§ **Exercise instructions**: Read the records below. Copy each line where the string "this" occurs.

Interface markup and scripts
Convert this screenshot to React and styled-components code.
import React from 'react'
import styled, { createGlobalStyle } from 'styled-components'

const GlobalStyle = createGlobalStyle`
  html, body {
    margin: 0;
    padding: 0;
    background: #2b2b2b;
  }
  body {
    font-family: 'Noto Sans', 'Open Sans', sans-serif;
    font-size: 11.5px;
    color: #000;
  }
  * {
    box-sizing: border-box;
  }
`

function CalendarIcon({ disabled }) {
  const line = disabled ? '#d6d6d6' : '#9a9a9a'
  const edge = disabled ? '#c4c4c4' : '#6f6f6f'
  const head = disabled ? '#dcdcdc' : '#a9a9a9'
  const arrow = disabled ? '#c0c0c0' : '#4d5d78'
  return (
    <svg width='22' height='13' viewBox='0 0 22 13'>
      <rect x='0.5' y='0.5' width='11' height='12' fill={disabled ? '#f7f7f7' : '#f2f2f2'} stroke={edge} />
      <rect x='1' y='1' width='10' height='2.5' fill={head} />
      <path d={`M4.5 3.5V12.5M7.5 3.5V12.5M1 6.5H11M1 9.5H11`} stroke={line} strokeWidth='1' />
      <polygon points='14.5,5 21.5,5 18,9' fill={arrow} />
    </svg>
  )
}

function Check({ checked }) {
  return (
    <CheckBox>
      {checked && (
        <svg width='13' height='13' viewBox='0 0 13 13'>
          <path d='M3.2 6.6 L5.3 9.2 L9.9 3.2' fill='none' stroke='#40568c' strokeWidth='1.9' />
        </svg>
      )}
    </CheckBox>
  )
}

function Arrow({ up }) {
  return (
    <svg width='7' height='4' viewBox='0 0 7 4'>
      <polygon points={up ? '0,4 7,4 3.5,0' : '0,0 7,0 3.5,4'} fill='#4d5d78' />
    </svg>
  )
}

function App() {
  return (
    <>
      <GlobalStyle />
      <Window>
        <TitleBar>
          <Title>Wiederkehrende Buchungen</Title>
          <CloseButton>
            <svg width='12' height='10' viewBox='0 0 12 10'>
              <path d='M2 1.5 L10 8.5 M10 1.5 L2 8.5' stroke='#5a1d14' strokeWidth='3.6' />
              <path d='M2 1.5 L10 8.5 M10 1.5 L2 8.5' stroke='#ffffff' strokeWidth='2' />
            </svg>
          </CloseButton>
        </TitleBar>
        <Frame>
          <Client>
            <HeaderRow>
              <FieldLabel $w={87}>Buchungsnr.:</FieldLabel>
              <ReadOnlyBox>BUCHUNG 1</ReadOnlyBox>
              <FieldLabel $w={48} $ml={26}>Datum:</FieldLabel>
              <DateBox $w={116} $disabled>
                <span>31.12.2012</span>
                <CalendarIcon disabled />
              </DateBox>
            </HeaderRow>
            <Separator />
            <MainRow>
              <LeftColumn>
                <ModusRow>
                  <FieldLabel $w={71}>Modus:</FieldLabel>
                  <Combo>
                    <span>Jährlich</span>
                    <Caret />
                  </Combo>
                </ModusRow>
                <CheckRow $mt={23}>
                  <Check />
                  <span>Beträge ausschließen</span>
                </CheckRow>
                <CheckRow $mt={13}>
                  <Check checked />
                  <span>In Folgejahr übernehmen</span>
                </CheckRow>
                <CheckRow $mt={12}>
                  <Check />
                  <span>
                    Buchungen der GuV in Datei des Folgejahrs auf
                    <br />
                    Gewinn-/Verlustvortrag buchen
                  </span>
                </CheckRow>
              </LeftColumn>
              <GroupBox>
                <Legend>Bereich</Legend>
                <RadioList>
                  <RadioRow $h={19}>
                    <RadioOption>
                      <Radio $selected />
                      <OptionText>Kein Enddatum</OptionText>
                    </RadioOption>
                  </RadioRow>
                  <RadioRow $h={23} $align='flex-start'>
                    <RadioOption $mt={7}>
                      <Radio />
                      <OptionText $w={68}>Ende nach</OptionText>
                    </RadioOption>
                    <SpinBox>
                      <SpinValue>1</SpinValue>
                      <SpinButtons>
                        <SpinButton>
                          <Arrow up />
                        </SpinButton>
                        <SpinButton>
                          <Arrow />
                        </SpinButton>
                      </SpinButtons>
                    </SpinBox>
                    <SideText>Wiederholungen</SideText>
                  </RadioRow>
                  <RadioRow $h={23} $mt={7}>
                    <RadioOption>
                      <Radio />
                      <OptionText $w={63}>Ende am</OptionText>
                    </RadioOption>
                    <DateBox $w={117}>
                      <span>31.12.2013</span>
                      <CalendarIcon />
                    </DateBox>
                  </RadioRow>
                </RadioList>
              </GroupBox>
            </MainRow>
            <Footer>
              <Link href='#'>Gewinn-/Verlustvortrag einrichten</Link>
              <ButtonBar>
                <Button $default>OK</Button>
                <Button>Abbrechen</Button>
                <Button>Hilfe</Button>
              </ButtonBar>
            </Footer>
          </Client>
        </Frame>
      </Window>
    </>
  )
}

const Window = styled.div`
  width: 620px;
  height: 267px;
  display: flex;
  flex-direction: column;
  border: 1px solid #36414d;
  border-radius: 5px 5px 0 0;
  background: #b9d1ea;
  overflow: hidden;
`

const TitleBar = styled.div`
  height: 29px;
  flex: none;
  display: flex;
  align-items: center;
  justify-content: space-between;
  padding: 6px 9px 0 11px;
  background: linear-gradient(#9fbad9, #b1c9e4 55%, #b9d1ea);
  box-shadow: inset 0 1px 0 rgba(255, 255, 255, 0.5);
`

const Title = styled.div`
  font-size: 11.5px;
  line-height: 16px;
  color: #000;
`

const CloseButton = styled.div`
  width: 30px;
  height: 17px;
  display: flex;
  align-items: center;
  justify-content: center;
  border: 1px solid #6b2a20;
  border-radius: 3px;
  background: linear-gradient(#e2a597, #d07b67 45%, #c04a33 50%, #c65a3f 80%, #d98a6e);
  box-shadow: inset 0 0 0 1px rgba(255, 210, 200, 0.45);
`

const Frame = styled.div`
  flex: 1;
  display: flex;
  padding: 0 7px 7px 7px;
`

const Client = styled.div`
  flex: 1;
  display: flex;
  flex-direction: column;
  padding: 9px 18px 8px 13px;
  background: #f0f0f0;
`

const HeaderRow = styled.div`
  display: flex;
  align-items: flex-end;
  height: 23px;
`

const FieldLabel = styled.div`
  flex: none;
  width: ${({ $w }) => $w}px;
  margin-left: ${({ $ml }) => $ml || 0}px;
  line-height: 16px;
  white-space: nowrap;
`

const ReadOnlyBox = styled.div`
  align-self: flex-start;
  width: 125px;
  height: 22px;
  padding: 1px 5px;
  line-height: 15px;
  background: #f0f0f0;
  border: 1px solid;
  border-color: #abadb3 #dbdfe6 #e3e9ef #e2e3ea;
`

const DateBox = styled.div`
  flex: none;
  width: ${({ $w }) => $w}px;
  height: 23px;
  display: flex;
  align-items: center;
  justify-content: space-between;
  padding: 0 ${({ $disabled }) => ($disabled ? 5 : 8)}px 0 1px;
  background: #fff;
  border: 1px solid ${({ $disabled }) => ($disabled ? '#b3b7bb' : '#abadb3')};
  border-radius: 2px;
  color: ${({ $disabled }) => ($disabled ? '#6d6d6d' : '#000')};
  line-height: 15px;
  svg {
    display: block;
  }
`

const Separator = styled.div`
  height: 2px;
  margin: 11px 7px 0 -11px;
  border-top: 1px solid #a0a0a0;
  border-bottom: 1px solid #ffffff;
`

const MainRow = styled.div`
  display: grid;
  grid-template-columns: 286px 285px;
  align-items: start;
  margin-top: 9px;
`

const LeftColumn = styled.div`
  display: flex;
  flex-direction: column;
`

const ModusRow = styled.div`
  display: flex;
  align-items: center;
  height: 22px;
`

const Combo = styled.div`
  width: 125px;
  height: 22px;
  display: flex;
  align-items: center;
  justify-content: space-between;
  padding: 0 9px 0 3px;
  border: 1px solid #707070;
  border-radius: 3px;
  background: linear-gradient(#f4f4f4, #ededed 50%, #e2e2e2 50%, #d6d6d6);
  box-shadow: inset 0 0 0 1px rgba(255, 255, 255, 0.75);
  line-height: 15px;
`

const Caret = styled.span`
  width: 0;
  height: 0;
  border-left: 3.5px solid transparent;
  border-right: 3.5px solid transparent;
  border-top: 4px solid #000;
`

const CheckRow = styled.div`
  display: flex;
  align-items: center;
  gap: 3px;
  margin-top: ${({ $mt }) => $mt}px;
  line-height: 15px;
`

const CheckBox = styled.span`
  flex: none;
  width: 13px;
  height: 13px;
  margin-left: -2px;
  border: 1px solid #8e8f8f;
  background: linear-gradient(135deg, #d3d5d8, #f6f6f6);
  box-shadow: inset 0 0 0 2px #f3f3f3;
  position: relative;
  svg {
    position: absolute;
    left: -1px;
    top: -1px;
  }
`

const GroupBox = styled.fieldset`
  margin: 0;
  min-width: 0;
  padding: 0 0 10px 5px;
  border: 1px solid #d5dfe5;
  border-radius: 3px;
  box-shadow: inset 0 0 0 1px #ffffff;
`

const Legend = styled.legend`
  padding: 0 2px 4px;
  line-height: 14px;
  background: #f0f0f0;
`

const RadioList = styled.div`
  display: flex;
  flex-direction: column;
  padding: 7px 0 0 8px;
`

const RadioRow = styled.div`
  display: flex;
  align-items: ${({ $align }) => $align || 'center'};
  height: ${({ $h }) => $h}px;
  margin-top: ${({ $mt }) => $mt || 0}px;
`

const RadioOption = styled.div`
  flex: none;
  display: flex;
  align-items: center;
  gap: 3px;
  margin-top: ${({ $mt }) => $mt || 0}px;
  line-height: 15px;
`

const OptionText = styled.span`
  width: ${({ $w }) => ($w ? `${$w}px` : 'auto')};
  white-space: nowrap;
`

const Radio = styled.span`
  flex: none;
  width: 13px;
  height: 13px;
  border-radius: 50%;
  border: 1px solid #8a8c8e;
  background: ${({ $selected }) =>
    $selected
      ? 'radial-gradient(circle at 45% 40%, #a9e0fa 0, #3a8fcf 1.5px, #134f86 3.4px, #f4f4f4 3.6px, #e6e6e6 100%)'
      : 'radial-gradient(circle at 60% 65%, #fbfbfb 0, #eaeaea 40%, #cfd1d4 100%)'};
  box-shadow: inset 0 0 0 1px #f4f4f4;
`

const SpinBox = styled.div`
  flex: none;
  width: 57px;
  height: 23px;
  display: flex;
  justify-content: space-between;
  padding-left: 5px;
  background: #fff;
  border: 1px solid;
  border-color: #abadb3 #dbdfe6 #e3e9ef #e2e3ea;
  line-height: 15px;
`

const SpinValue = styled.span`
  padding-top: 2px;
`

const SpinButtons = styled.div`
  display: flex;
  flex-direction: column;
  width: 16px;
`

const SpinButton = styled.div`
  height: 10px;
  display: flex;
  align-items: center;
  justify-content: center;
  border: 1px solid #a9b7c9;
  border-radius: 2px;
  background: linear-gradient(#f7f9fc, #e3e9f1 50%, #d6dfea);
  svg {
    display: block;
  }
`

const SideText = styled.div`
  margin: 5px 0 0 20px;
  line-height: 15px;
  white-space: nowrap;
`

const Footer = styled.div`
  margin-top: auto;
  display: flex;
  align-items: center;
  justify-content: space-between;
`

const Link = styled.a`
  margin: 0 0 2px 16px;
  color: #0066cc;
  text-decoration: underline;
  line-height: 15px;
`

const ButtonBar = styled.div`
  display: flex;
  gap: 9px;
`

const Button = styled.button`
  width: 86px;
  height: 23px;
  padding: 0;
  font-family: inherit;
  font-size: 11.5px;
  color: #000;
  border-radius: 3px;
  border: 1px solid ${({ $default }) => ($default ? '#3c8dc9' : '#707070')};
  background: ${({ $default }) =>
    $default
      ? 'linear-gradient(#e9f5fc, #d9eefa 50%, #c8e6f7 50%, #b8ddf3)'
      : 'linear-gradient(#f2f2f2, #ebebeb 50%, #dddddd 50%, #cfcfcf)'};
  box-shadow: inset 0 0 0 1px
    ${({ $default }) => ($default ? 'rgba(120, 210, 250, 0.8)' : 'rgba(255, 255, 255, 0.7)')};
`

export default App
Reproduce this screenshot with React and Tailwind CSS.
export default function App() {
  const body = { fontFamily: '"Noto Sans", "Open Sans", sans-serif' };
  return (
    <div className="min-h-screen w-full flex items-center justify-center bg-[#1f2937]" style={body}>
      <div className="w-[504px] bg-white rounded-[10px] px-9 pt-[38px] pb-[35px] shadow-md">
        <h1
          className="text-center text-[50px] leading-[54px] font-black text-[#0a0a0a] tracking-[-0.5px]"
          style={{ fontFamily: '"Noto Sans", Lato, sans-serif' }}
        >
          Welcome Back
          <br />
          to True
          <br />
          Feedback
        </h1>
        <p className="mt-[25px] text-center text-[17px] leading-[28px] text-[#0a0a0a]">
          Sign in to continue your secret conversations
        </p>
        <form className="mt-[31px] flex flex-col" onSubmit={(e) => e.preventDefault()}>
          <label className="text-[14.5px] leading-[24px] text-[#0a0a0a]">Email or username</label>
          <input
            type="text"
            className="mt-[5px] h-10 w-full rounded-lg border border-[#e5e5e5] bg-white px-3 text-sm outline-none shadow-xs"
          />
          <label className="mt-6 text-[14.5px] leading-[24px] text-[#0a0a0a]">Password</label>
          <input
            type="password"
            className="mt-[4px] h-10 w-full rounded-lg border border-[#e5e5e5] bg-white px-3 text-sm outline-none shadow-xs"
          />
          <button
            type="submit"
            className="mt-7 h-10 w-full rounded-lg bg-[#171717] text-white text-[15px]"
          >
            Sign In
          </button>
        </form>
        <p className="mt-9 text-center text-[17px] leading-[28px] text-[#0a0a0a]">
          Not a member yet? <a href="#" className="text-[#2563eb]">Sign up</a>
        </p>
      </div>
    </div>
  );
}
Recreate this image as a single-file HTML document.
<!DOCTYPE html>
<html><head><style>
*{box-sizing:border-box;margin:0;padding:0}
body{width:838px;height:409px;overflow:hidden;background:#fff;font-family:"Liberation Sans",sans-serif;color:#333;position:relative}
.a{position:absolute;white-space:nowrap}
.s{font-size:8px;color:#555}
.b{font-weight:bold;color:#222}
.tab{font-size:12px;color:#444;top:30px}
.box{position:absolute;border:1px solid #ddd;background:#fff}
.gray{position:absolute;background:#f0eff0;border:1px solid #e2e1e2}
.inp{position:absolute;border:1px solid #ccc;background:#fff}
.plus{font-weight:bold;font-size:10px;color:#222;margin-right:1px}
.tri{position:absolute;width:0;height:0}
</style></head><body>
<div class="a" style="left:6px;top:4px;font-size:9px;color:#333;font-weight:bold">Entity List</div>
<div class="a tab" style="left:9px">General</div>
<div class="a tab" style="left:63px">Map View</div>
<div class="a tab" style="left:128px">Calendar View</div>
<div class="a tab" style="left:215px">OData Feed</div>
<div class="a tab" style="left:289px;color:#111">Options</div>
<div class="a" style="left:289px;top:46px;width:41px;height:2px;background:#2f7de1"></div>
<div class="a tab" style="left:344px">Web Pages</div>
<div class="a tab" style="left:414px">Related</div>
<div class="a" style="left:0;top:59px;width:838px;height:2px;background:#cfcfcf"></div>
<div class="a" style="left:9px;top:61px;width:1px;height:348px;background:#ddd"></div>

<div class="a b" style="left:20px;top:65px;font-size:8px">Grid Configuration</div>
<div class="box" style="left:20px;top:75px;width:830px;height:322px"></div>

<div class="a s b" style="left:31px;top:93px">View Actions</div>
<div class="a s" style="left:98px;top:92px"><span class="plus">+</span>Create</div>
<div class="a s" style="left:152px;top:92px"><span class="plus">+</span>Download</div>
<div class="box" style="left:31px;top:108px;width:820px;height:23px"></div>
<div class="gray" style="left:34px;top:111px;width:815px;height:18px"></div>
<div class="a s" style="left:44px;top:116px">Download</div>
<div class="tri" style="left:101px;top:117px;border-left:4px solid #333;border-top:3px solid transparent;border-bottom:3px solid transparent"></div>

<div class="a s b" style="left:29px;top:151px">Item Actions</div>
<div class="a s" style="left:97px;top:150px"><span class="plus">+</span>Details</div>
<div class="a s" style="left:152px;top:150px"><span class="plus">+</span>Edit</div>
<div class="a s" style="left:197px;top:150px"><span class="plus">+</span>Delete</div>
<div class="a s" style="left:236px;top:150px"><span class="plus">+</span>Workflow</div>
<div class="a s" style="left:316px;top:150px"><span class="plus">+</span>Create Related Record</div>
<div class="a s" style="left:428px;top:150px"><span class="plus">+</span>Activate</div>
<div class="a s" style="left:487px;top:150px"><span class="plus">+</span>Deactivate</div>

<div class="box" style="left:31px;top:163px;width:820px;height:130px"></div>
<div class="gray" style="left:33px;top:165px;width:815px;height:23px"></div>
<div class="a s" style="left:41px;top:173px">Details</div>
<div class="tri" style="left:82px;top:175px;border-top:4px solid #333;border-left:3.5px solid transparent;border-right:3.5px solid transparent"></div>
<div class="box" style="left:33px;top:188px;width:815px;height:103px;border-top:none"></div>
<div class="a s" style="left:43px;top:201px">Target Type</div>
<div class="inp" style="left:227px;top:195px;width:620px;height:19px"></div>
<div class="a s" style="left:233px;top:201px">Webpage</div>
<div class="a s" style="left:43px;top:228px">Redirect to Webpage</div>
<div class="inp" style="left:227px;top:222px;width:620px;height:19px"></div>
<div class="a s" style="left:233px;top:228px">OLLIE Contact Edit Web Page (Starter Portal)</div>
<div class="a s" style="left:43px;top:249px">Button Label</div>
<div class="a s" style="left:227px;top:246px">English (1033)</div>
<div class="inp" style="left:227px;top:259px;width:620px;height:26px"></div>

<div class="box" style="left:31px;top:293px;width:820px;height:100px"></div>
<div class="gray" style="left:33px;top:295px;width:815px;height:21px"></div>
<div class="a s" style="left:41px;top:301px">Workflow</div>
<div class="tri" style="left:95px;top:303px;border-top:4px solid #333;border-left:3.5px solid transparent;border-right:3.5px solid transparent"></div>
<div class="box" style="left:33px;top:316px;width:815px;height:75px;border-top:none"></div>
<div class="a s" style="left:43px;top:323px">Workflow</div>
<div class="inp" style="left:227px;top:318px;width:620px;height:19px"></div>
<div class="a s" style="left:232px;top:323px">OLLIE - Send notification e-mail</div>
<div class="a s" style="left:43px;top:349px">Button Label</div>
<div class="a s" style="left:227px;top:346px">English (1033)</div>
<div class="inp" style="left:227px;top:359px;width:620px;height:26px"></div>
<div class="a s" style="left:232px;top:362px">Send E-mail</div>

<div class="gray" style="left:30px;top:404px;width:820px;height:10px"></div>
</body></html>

§ **The reply**:
Convert this screenshot to React and styled-components code.
Reproduce this screenshot with React and Tailwind CSS.
Recreate this image as a single-file HTML document.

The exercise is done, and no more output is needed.